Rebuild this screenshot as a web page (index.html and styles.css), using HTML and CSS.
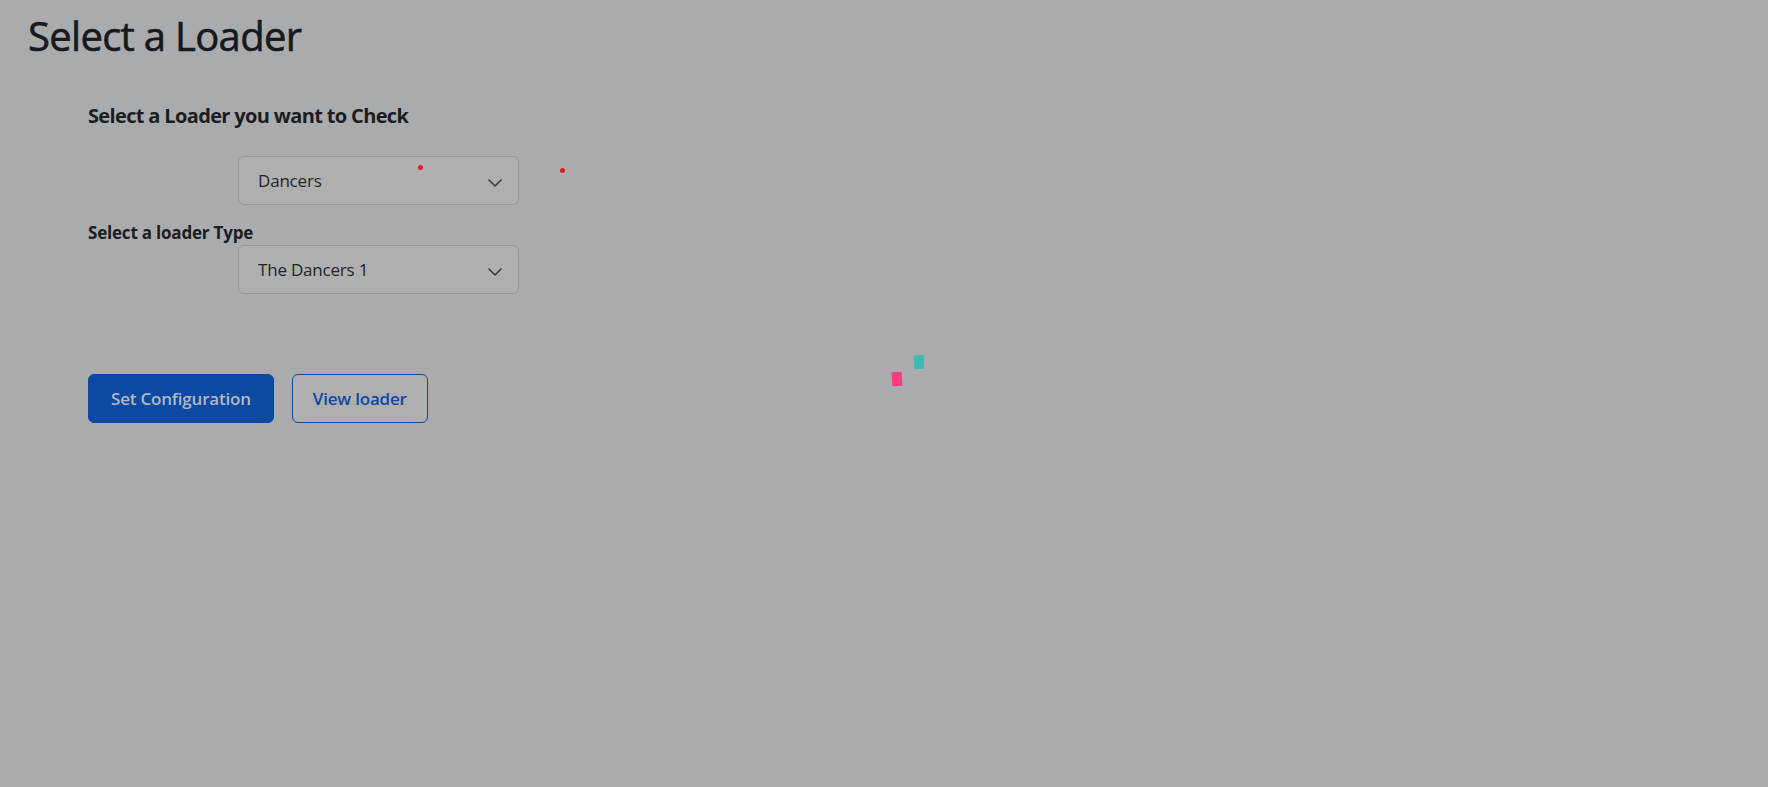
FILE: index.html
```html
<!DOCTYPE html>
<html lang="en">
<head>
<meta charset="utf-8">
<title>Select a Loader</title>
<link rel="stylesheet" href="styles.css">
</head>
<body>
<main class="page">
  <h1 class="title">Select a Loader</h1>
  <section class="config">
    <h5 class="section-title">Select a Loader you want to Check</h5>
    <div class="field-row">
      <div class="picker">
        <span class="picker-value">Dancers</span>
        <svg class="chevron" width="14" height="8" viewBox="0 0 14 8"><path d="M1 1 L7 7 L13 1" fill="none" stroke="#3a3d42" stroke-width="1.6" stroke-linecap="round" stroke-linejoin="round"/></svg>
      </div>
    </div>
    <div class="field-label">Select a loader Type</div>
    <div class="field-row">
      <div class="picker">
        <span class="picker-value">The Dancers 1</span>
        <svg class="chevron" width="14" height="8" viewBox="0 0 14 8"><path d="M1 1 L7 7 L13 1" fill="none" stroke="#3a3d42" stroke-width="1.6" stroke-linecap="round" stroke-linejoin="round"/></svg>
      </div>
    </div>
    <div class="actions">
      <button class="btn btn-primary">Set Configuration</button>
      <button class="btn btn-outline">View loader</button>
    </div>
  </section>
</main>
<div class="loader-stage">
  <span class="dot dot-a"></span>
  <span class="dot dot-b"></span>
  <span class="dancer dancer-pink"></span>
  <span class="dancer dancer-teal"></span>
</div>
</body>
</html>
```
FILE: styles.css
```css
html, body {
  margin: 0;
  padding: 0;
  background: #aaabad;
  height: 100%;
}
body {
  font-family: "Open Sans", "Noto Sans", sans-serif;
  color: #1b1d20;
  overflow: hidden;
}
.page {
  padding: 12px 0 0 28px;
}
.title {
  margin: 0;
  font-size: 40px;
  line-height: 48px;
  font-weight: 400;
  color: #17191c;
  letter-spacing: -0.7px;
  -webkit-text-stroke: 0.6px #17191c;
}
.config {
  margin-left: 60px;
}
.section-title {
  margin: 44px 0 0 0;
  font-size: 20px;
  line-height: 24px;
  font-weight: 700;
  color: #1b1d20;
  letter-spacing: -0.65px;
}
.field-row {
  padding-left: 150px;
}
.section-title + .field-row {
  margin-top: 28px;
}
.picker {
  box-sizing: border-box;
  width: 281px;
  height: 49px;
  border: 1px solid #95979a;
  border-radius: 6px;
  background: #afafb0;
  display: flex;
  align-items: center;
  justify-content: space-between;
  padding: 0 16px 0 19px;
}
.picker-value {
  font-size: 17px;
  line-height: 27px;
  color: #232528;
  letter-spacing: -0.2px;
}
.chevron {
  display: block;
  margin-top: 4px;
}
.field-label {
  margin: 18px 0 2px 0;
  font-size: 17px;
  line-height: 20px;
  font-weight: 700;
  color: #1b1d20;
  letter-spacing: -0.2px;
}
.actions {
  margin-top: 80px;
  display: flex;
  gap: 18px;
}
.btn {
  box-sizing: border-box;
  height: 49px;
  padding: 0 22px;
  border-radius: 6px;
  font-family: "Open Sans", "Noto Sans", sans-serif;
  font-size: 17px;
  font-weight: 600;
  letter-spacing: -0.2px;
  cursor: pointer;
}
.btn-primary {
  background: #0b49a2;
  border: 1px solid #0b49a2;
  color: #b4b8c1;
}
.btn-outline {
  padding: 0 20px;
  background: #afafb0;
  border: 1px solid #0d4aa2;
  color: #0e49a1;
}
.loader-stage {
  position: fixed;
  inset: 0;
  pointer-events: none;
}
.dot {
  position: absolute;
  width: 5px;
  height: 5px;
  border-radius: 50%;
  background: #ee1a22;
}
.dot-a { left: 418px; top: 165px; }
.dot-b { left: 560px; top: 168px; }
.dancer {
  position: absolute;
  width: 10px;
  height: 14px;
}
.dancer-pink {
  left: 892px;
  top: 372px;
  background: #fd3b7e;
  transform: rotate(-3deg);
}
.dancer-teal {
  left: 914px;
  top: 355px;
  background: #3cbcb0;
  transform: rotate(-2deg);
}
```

_ _ _ _

__Goal__
Write out the full listing verbatim, excluding its pictures.

__Written solution__
Rebuild this screenshot as a web page (index.html and styles.css), using HTML and CSS.
FILE: index.html
```html
<!DOCTYPE html>
<html lang="en">
<head>
<meta charset="utf-8">
<title>Select a Loader</title>
<link rel="stylesheet" href="styles.css">
</head>
<body>
<main class="page">
  <h1 class="title">Select a Loader</h1>
  <section class="config">
    <h5 class="section-title">Select a Loader you want to Check</h5>
    <div class="field-row">
      <div class="picker">
        <span class="picker-value">Dancers</span>
        <svg class="chevron" width="14" height="8" viewBox="0 0 14 8"><path d="M1 1 L7 7 L13 1" fill="none" stroke="#3a3d42" stroke-width="1.6" stroke-linecap="round" stroke-linejoin="round"/></svg>
      </div>
    </div>
    <div class="field-label">Select a loader Type</div>
    <div class="field-row">
      <div class="picker">
        <span class="picker-value">The Dancers 1</span>
        <svg class="chevron" width="14" height="8" viewBox="0 0 14 8"><path d="M1 1 L7 7 L13 1" fill="none" stroke="#3a3d42" stroke-width="1.6" stroke-linecap="round" stroke-linejoin="round"/></svg>
      </div>
    </div>
    <div class="actions">
      <button class="btn btn-primary">Set Configuration</button>
      <button class="btn btn-outline">View loader</button>
    </div>
  </section>
</main>
<div class="loader-stage">
  <span class="dot dot-a"></span>
  <span class="dot dot-b"></span>
  <span class="dancer dancer-pink"></span>
  <span class="dancer dancer-teal"></span>
</div>
</body>
</html>
```
FILE: styles.css
```css
html, body {
  margin: 0;
  padding: 0;
  background: #aaabad;
  height: 100%;
}
body {
  font-family: "Open Sans", "Noto Sans", sans-serif;
  color: #1b1d20;
  overflow: hidden;
}
.page {
  padding: 12px 0 0 28px;
}
.title {
  margin: 0;
  font-size: 40px;
  line-height: 48px;
  font-weight: 400;
  color: #17191c;
  letter-spacing: -0.7px;
  -webkit-text-stroke: 0.6px #17191c;
}
.config {
  margin-left: 60px;
}
.section-title {
  margin: 44px 0 0 0;
  font-size: 20px;
  line-height: 24px;
  font-weight: 700;
  color: #1b1d20;
  letter-spacing: -0.65px;
}
.field-row {
  padding-left: 150px;
}
.section-title + .field-row {
  margin-top: 28px;
}
.picker {
  box-sizing: border-box;
  width: 281px;
  height: 49px;
  border: 1px solid #95979a;
  border-radius: 6px;
  background: #afafb0;
  display: flex;
  align-items: center;
  justify-content: space-between;
  padding: 0 16px 0 19px;
}
.picker-value {
  font-size: 17px;
  line-height: 27px;
  color: #232528;
  letter-spacing: -0.2px;
}
.chevron {
  display: block;
  margin-top: 4px;
}
.field-label {
  margin: 18px 0 2px 0;
  font-size: 17px;
  line-height: 20px;
  font-weight: 700;
  color: #1b1d20;
  letter-spacing: -0.2px;
}
.actions {
  margin-top: 80px;
  display: flex;
  gap: 18px;
}
.btn {
  box-sizing: border-box;
  height: 49px;
  padding: 0 22px;
  border-radius: 6px;
  font-family: "Open Sans", "Noto Sans", sans-serif;
  font-size: 17px;
  font-weight: 600;
  letter-spacing: -0.2px;
  cursor: pointer;
}
.btn-primary {
  background: #0b49a2;
  border: 1px solid #0b49a2;
  color: #b4b8c1;
}
.btn-outline {
  padding: 0 20px;
  background: #afafb0;
  border: 1px solid #0d4aa2;
  color: #0e49a1;
}
.loader-stage {
  position: fixed;
  inset: 0;
  pointer-events: none;
}
.dot {
  position: absolute;
  width: 5px;
  height: 5px;
  border-radius: 50%;
  background: #ee1a22;
}
.dot-a { left: 418px; top: 165px; }
.dot-b { left: 560px; top: 168px; }
.dancer {
  position: absolute;
  width: 10px;
  height: 14px;
}
.dancer-pink {
  left: 892px;
  top: 372px;
  background: #fd3b7e;
  transform: rotate(-3deg);
}
.dancer-teal {
  left: 914px;
  top: 355px;
  background: #3cbcb0;
  transform: rotate(-2deg);
}
```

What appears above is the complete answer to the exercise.